Practically, this shapes how a Catholic should understand the sacraments. Baptism, Confession, and the Eucharist are not rewards distributed to the sufficiently virtuous; they are precisely the "sanctification of God's name" enacted in us and before the eyes of the world. The moral failure that brought Israel into exile does not disqualify a person from divine action — it is, in fact, the very condition into which that action descends.
This should also reframe Catholic public witness. We represent the Name of God in the world; when our lives are marked by hypocrisy, injustice, or hardness of heart, we "profane the Name" as Israel did. The call is not to be impressive but to be transparent — to let God's holiness become visible through us.

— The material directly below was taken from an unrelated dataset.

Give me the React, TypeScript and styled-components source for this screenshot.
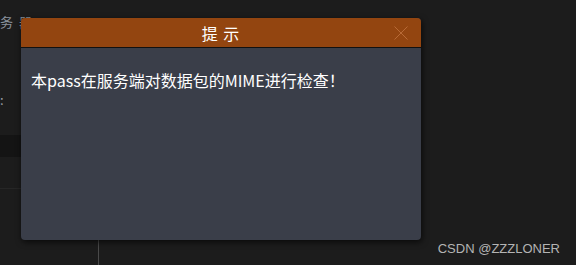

Typological and Spiritual Senses
The Church Fathers read this passage as a prophecy whose fullest fulfillment is in Christ and the Church. The "sanctification of the Name" finds its ultimate expression in the Incarnation: the Word made flesh is God making His name known definitively in human history (John 17:6, 26). The profanation caused by sin — humanity's having obscured the image of God through the Fall and its consequences — is answered not by human reformation but by the New Adam, whose perfect holiness restores the Name before all creation. In the liturgy this resonates immediately: the first petition of the Lord's Prayer is "hallowed be thy name" — an echo of Ezekiel's qiddaštî — linking the Church's daily prayer to this same divine initiative of self-sanctification.